━━━━━ DATA LINES
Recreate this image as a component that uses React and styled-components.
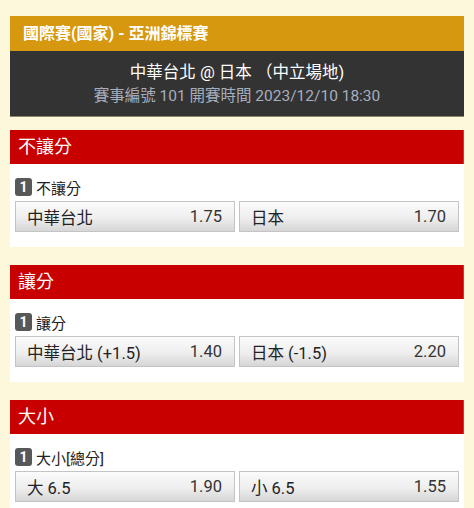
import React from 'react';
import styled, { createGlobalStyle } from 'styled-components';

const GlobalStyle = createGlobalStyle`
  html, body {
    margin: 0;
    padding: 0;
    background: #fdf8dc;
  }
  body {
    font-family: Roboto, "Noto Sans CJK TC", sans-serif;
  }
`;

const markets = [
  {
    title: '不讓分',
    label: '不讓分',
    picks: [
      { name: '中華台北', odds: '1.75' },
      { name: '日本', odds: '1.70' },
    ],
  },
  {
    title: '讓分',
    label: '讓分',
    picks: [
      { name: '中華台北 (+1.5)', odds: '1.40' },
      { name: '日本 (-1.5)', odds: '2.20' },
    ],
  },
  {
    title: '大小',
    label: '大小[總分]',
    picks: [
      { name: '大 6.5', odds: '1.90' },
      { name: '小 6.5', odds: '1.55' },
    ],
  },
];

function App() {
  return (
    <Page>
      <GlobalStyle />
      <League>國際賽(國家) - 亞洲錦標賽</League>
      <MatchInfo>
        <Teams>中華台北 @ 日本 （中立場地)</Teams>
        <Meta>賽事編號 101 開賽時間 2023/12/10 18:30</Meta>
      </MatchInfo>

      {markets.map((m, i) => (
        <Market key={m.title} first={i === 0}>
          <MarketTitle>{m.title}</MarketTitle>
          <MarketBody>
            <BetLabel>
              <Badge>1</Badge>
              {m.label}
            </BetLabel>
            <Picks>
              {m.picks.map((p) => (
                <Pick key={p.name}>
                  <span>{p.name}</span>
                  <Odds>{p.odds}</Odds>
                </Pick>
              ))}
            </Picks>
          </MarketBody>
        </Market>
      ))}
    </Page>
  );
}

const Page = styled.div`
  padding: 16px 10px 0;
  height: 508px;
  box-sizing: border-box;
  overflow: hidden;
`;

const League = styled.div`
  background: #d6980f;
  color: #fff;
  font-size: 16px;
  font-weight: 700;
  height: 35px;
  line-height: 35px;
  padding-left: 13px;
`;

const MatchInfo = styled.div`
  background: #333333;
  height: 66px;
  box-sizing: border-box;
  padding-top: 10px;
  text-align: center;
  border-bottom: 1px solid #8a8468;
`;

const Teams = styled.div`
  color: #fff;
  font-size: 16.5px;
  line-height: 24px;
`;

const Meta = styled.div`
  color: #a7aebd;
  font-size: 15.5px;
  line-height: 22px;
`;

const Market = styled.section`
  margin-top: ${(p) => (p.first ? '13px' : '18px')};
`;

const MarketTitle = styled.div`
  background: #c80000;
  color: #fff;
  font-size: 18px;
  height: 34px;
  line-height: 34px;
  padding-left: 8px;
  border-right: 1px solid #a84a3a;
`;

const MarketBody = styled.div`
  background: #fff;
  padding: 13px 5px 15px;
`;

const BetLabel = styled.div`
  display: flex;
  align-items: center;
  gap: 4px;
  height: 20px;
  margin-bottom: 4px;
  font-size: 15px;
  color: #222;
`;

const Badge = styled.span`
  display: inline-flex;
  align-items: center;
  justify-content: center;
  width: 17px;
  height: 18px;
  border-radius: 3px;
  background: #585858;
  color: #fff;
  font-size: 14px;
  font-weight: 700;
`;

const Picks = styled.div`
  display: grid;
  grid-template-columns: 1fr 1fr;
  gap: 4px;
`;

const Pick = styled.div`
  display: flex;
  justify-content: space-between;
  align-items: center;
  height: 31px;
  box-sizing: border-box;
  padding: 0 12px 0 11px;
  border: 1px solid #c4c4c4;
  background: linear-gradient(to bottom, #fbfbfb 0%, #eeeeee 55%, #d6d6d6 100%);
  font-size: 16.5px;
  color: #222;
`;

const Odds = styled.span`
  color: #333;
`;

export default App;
━━━━━━━━━━
▸ OBJECTIVE
Copy the material above in full and exactly, skipping pictures.

▸ RESULT OF THE TASK
Recreate this image as a component that uses React and styled-components.
import React from 'react';
import styled, { createGlobalStyle } from 'styled-components';

const GlobalStyle = createGlobalStyle`
  html, body {
    margin: 0;
    padding: 0;
    background: #fdf8dc;
  }
  body {
    font-family: Roboto, "Noto Sans CJK TC", sans-serif;
  }
`;

const markets = [
  {
    title: '不讓分',
    label: '不讓分',
    picks: [
      { name: '中華台北', odds: '1.75' },
      { name: '日本', odds: '1.70' },
    ],
  },
  {
    title: '讓分',
    label: '讓分',
    picks: [
      { name: '中華台北 (+1.5)', odds: '1.40' },
      { name: '日本 (-1.5)', odds: '2.20' },
    ],
  },
  {
    title: '大小',
    label: '大小[總分]',
    picks: [
      { name: '大 6.5', odds: '1.90' },
      { name: '小 6.5', odds: '1.55' },
    ],
  },
];

function App() {
  return (
    <Page>
      <GlobalStyle />
      <League>國際賽(國家) - 亞洲錦標賽</League>
      <MatchInfo>
        <Teams>中華台北 @ 日本 （中立場地)</Teams>
        <Meta>賽事編號 101 開賽時間 2023/12/10 18:30</Meta>
      </MatchInfo>

      {markets.map((m, i) => (
        <Market key={m.title} first={i === 0}>
          <MarketTitle>{m.title}</MarketTitle>
          <MarketBody>
            <BetLabel>
              <Badge>1</Badge>
              {m.label}
            </BetLabel>
            <Picks>
              {m.picks.map((p) => (
                <Pick key={p.name}>
                  <span>{p.name}</span>
                  <Odds>{p.odds}</Odds>
                </Pick>
              ))}
            </Picks>
          </MarketBody>
        </Market>
      ))}
    </Page>
  );
}

const Page = styled.div`
  padding: 16px 10px 0;
  height: 508px;
  box-sizing: border-box;
  overflow: hidden;
`;

const League = styled.div`
  background: #d6980f;
  color: #fff;
  font-size: 16px;
  font-weight: 700;
  height: 35px;
  line-height: 35px;
  padding-left: 13px;
`;

const MatchInfo = styled.div`
  background: #333333;
  height: 66px;
  box-sizing: border-box;
  padding-top: 10px;
  text-align: center;
  border-bottom: 1px solid #8a8468;
`;

const Teams = styled.div`
  color: #fff;
  font-size: 16.5px;
  line-height: 24px;
`;

const Meta = styled.div`
  color: #a7aebd;
  font-size: 15.5px;
  line-height: 22px;
`;

const Market = styled.section`
  margin-top: ${(p) => (p.first ? '13px' : '18px')};
`;

const MarketTitle = styled.div`
  background: #c80000;
  color: #fff;
  font-size: 18px;
  height: 34px;
  line-height: 34px;
  padding-left: 8px;
  border-right: 1px solid #a84a3a;
`;

const MarketBody = styled.div`
  background: #fff;
  padding: 13px 5px 15px;
`;

const BetLabel = styled.div`
  display: flex;
  align-items: center;
  gap: 4px;
  height: 20px;
  margin-bottom: 4px;
  font-size: 15px;
  color: #222;
`;

const Badge = styled.span`
  display: inline-flex;
  align-items: center;
  justify-content: center;
  width: 17px;
  height: 18px;
  border-radius: 3px;
  background: #585858;
  color: #fff;
  font-size: 14px;
  font-weight: 700;
`;

const Picks = styled.div`
  display: grid;
  grid-template-columns: 1fr 1fr;
  gap: 4px;
`;

const Pick = styled.div`
  display: flex;
  justify-content: space-between;
  align-items: center;
  height: 31px;
  box-sizing: border-box;
  padding: 0 12px 0 11px;
  border: 1px solid #c4c4c4;
  background: linear-gradient(to bottom, #fbfbfb 0%, #eeeeee 55%, #d6d6d6 100%);
  font-size: 16.5px;
  color: #222;
`;

const Odds = styled.span`
  color: #333;
`;

export default App;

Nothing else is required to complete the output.